- [To be done]: Without any pictures, restate the lines from the one containing "Clone this screenshot" to the one containing "font-bold text-center leading-[37px]", word for word, ends included.

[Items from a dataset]

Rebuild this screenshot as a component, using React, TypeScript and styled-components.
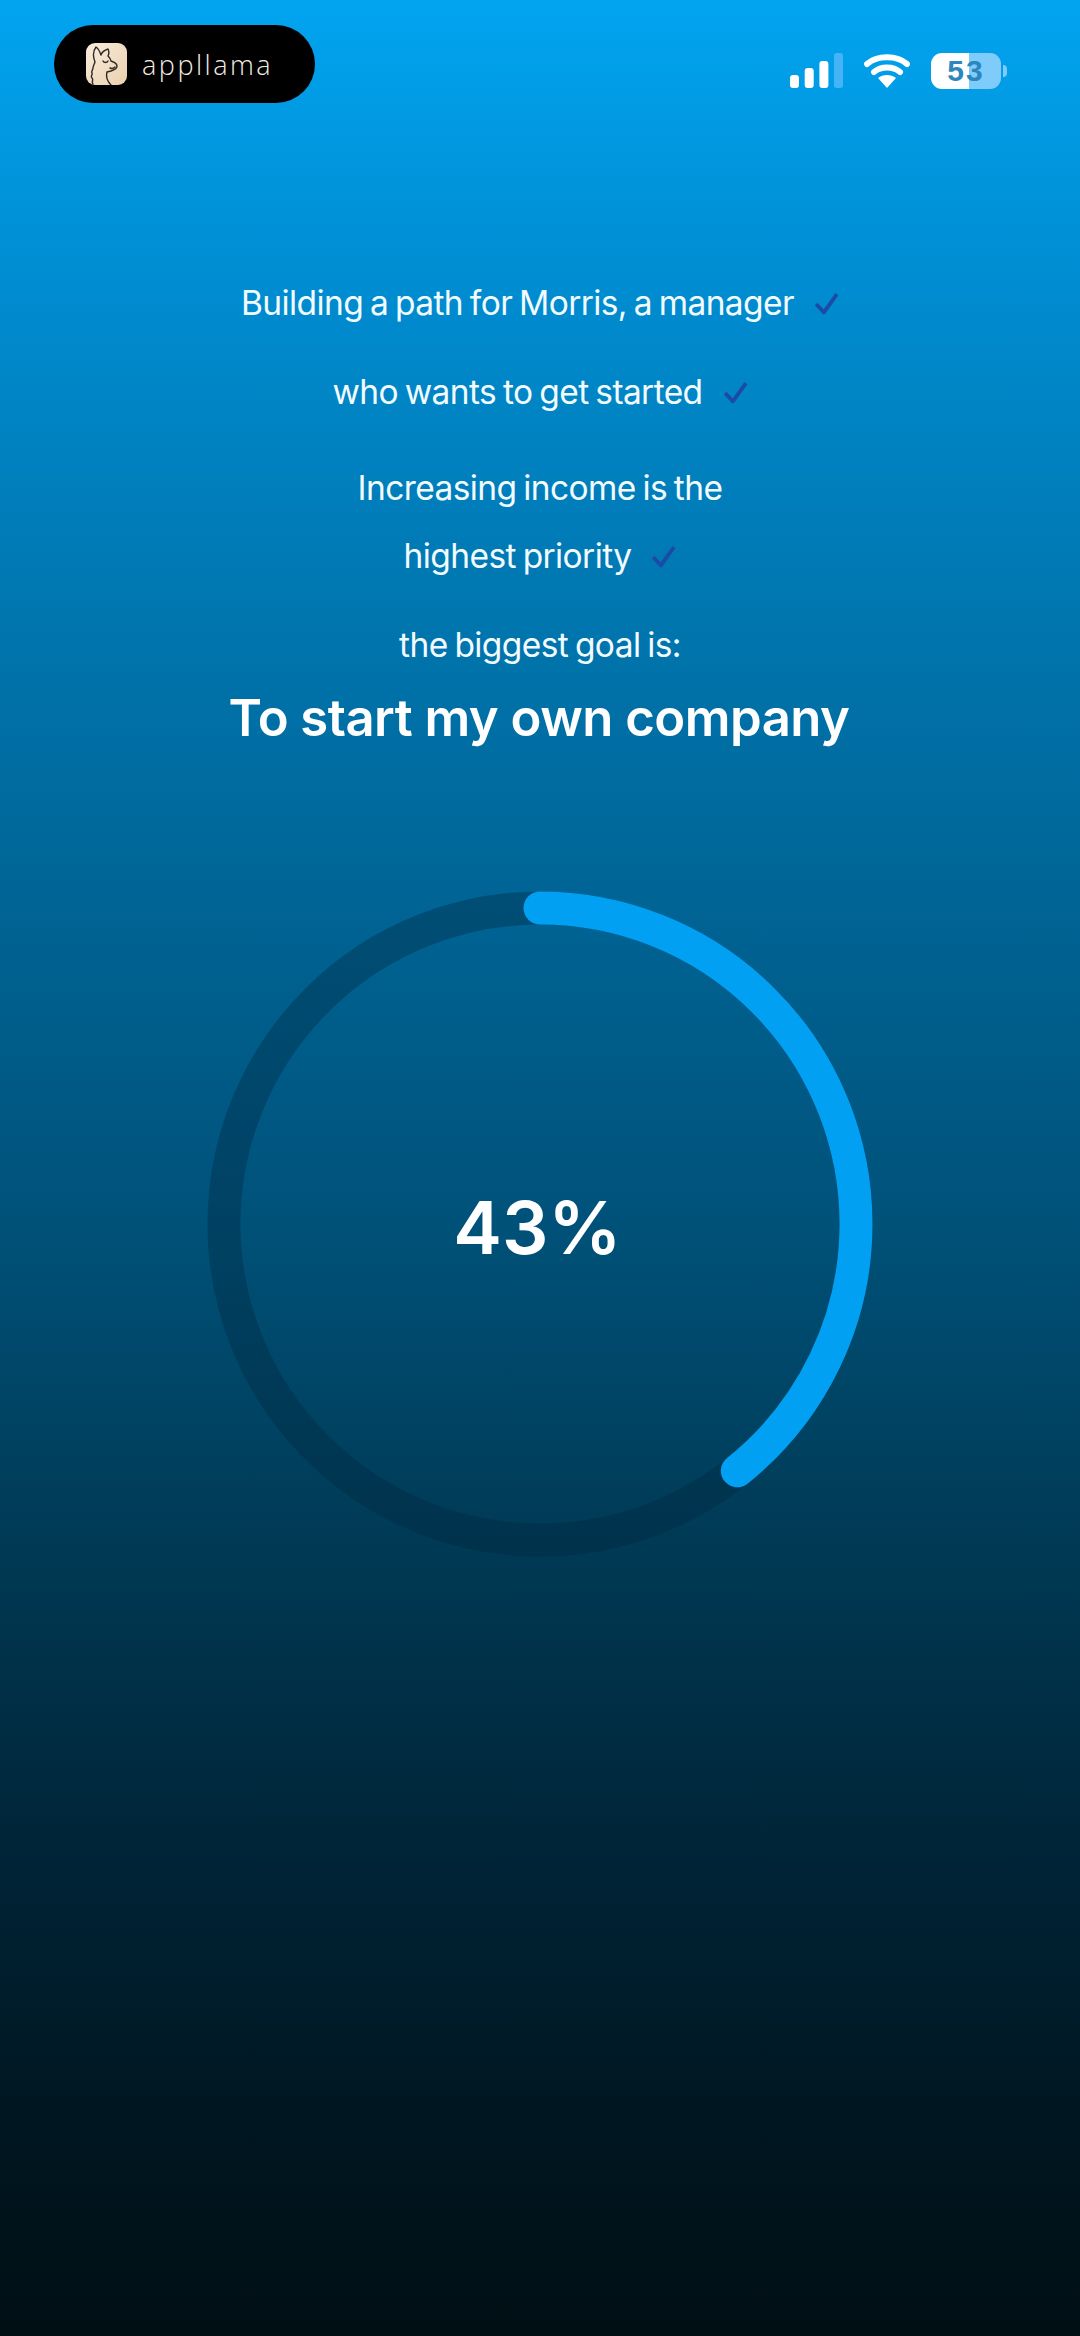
import { createGlobalStyle, styled } from "styled-components";

const GlobalStyle = createGlobalStyle`
  html, body {
    margin: 0;
    padding: 0;
    background: #00111a;
  }
`;

const Screen = styled.div`
  width: 1080px;
  height: 2336px;
  overflow: hidden;
  display: flex;
  flex-direction: column;
  align-items: center;
  font-family: Inter, "Liberation Sans", sans-serif;
  color: #f2fbff;
  background: linear-gradient(
    180deg,
    #02a4f0 0%,
    #0090d6 10%,
    #0078b2 25%,
    #006596 38%,
    #00527a 52%,
    #003a55 66%,
    #00263a 78%,
    #001722 90%,
    #000f14 100%
  );
`;

const StatusBar = styled.header`
  align-self: stretch;
  display: flex;
  justify-content: space-between;
  align-items: flex-start;
  padding: 25px 73px 0 54px;
`;

const Pill = styled.div`
  width: 261px;
  height: 78px;
  box-sizing: border-box;
  padding-left: 32px;
  display: flex;
  align-items: center;
  gap: 15px;
  border-radius: 39px;
  background: #000;
`;

const AppIcon = styled.svg`
  width: 41px;
  height: 42px;
  border-radius: 9px;
`;

const AppName = styled.span`
  font-family: "Open Sans", sans-serif;
  font-size: 27px;
  font-weight: 300;
  letter-spacing: 2.5px;
  color: #f3ebe0;
`;

const Indicators = styled.div`
  display: flex;
  align-items: center;
  gap: 21px;
  padding-top: 28px;
`;

const Battery = styled.div`
  width: 70px;
  height: 36px;
  border-radius: 11px;
  overflow: hidden;
  display: flex;
  align-items: center;
  justify-content: center;
  font-family: "Liberation Sans", sans-serif;
  font-size: 30px;
  font-weight: 700;
  letter-spacing: 2px;
  color: #2b87bd;
  background: linear-gradient(90deg, #fff 0 54%, #7fcbfa 54% 100%);
`;

const BatteryWrap = styled.div`
  display: flex;
  align-items: center;
  gap: 2px;
`;

const BatteryTip = styled.div`
  width: 4px;
  height: 12px;
  border-radius: 0 4px 4px 0;
  background: #7fcbfa;
`;

const Copy = styled.section`
  margin-top: 180px;
  display: flex;
  flex-direction: column;
  align-items: center;
`;

const Line = styled.p<{ $top: number }>`
  margin: ${(p) => p.$top}px 0 0;
  height: 40px;
  display: flex;
  align-items: center;
  gap: 20px;
  font-size: 33.5px;
  font-weight: 400;
  letter-spacing: -0.6px;
  word-spacing: -2px;
  white-space: nowrap;
`;

const Title = styled.h1`
  margin: 23px 0 0 -2px;
  font-size: 50.8px;
  line-height: 60px;
  font-weight: 600;
  letter-spacing: -0.5px;
  color: #fff;
`;

const TickIcon = styled.svg`
  width: 25px;
  height: 23px;
`;

const RingWrap = styled.div`
  margin-top: 143px;
  position: relative;
  width: 666px;
  height: 666px;
`;

const RingLabel = styled.div`
  position: absolute;
  inset: 0;
  display: flex;
  align-items: center;
  justify-content: center;
  padding: 6px 5px 0 0;
  font-size: 73px;
  font-weight: 600;
  color: #fff;
`;

const R = 316;
const CIRC = 2 * Math.PI * R;

function Tick() {
  return (
    <TickIcon viewBox="0 0 24 22">
      <path
        d="M2 11.5 L9.5 19.5 L22 2"
        fill="none"
        stroke="#1c4aa6"
        strokeWidth="3.6"
        strokeLinejoin="round"
      />
    </TickIcon>
  );
}

function Ring({ percent }: { percent: number }) {
  return (
    <svg width="666" height="666" viewBox="0 0 666 666">
      <circle cx="333" cy="333" r={R} fill="none" stroke="#00263c" strokeOpacity="0.35" strokeWidth="33" />
      <circle
        cx="333"
        cy="333"
        r={R}
        fill="none"
        stroke="#01a0f2"
        strokeWidth="33"
        strokeLinecap="round"
        strokeDasharray={`${(CIRC * percent) / 100} ${CIRC}`}
        transform="rotate(-90 333 333)"
      />
    </svg>
  );
}

export default function App() {
  return (
    <Screen>
      <GlobalStyle />
      <StatusBar>
        <Pill>
          <AppIcon viewBox="0 0 41 42">
            <defs>
              <linearGradient id="iconBg" x1="0" y1="0" x2="1" y2="1">
                <stop offset="0" stopColor="#f8ecdd" />
                <stop offset="1" stopColor="#ecd0ae" />
              </linearGradient>
            </defs>
            <rect width="41" height="42" fill="url(#iconBg)" />
            <path
              d="M7 41c-2-2 1-4-1-6s1-3 0-5 1-3 1-5 1-3 2-6c-2-5-2-11 1-15 3 2 4 5 5 8 1-3 4-5 7-6 1 2 1 5 0 7 2 2 3 4 3 5 3 1 6 2 6 5s-3 4-6 5l-4 1c-1 4 0 9 4 13"
              fill="none"
              stroke="#2d2a26"
              strokeWidth="1.4"
              strokeLinecap="round"
              strokeLinejoin="round"
            />
            <path
              d="M17 18c1 2 4 2 5 0M24 25c2 1 4 0 5-1"
              fill="none"
              stroke="#2d2a26"
              strokeWidth="1.4"
              strokeLinecap="round"
            />
          </AppIcon>
          <AppName>appllama</AppName>
        </Pill>
        <Indicators>
          <svg width="53" height="36" viewBox="0 0 53 36">
            <rect x="0" y="22" width="9" height="13" rx="3" fill="#fff" />
            <rect x="14.7" y="15" width="9" height="20" rx="3" fill="#fff" />
            <rect x="29.4" y="8" width="9" height="27" rx="3" fill="#fff" />
            <rect x="44" y="0" width="9" height="35" rx="3" fill="#45b4f6" />
          </svg>
          <svg width="46" height="36" viewBox="0 0 46 36">
            <path
              d="M3 11C13 2 33 2 43 11M10 19c7-6 19-6 26 0"
              fill="none"
              stroke="#fff"
              strokeWidth="6"
              strokeLinecap="round"
            />
            <path d="M14 25c5-4 13-4 18 0L23 35z" fill="#fff" />
          </svg>
          <BatteryWrap>
            <Battery>53</Battery>
            <BatteryTip />
          </BatteryWrap>
        </Indicators>
      </StatusBar>

      <Copy>
        <Line $top={0}>
          Building a path for Morris, a manager <Tick />
        </Line>
        <Line $top={49}>
          who wants to get started <Tick />
        </Line>
        <Line $top={56}>Increasing income is the</Line>
        <Line $top={28}>
          highest priority <Tick />
        </Line>
        <Line $top={49}>the biggest goal is:</Line>
        <Title>To start my own company</Title>
      </Copy>

      <RingWrap>
        <Ring percent={39.25} />
        <RingLabel>43%</RingLabel>
      </RingWrap>
    </Screen>
  );
}
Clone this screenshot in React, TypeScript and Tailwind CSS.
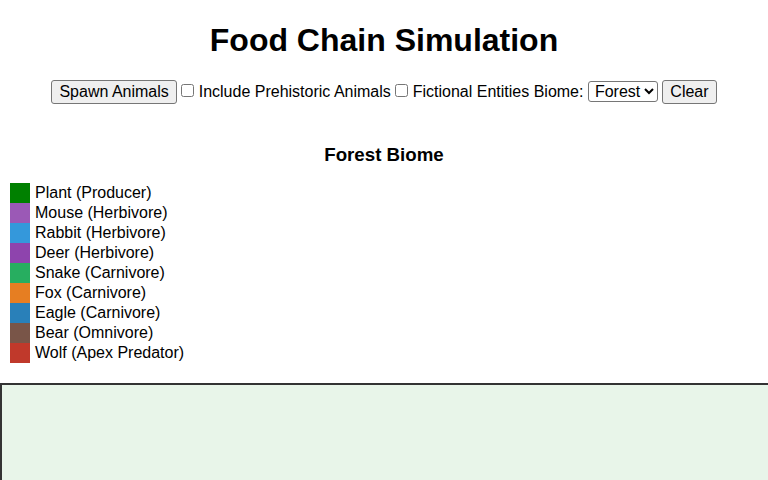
import { useState } from 'react'

const species = [
  { name: 'Plant (Producer)', color: 'bg-[#008000]' },
  { name: 'Mouse (Herbivore)', color: 'bg-[#9b59b6]' },
  { name: 'Rabbit (Herbivore)', color: 'bg-[#3498db]' },
  { name: 'Deer (Herbivore)', color: 'bg-[#8e44ad]' },
  { name: 'Snake (Carnivore)', color: 'bg-[#27ae60]' },
  { name: 'Fox (Carnivore)', color: 'bg-[#e67e22]' },
  { name: 'Eagle (Carnivore)', color: 'bg-[#2980b9]' },
  { name: 'Bear (Omnivore)', color: 'bg-[#795548]' },
  { name: 'Wolf (Apex Predator)', color: 'bg-[#c0392b]' },
]

export default function App() {
  const [biome, setBiome] = useState('Forest')

  return (
    <div className="font-['Liberation_Sans',Arial,sans-serif] text-base text-black bg-white h-[480px] overflow-hidden">
      <h1 className="text-[32px] font-bold text-center leading-[37px] pt-[22px] mb-[20px]">Food Chain Simulation</h1>

      {/* Controls */}
      <div className="text-center leading-[24px] mb-5">
        <button className="px-[7px] py-px border border-[#767676] rounded-[3px] bg-[#efefef] leading-[20px] h-6 align-middle">Spawn Animals</button>{' '}
        <input type="checkbox" className="align-[-1px] w-[13px] h-[13px]" />{' '}
        <span className="align-middle">Include Prehistoric Animals</span>{' '}
        <input type="checkbox" className="align-[-1px] w-[13px] h-[13px]" />{' '}
        <span className="align-middle">Fictional Entities</span>{' '}
        <span className="align-middle">Biome:</span>{' '}
        <select
          value={biome}
          onChange={e => setBiome(e.target.value)}
          className="w-[70px] h-[21px] border border-[#767676] rounded-[3px] bg-white pl-[2px] leading-[19px] align-middle"
        >
          <option>Forest</option>
          <option>Ocean</option>
        </select>{' '}
        <button className="px-[7px] py-px border border-[#767676] rounded-[3px] bg-[#efefef] leading-[20px] h-6 align-middle">Clear</button>
      </div>

      <h3 className="text-[18.72px] font-bold text-center leading-[22px] pt-[20px] mb-[17px]">{biome} Biome</h3>

      {/* Legend */}
      <div className="pl-[10px] mb-5">
        {species.map(s => (
          <div key={s.name} className="flex items-center h-5">
            <div className={`w-5 h-5 ${s.color} mr-[5px]`} />
            <span className="leading-5">{s.name}</span>
          </div>
        ))}
      </div>

      {/* Canvas */}
      <div className="w-[800px] h-[500px] border-2 border-[#333] bg-[#e8f5e9]" />
    </div>
  )
}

- [Correct output]:
Clone this screenshot in React, TypeScript and Tailwind CSS.
import { useState } from 'react'

const species = [
  { name: 'Plant (Producer)', color: 'bg-[#008000]' },
  { name: 'Mouse (Herbivore)', color: 'bg-[#9b59b6]' },
  { name: 'Rabbit (Herbivore)', color: 'bg-[#3498db]' },
  { name: 'Deer (Herbivore)', color: 'bg-[#8e44ad]' },
  { name: 'Snake (Carnivore)', color: 'bg-[#27ae60]' },
  { name: 'Fox (Carnivore)', color: 'bg-[#e67e22]' },
  { name: 'Eagle (Carnivore)', color: 'bg-[#2980b9]' },
  { name: 'Bear (Omnivore)', color: 'bg-[#795548]' },
  { name: 'Wolf (Apex Predator)', color: 'bg-[#c0392b]' },
]

export default function App() {
  const [biome, setBiome] = useState('Forest')

  return (
    <div className="font-['Liberation_Sans',Arial,sans-serif] text-base text-black bg-white h-[480px] overflow-hidden">
      <h1 className="text-[32px] font-bold text-center leading-[37px] pt-[22px] mb-[20px]">Food Chain Simulation</h1>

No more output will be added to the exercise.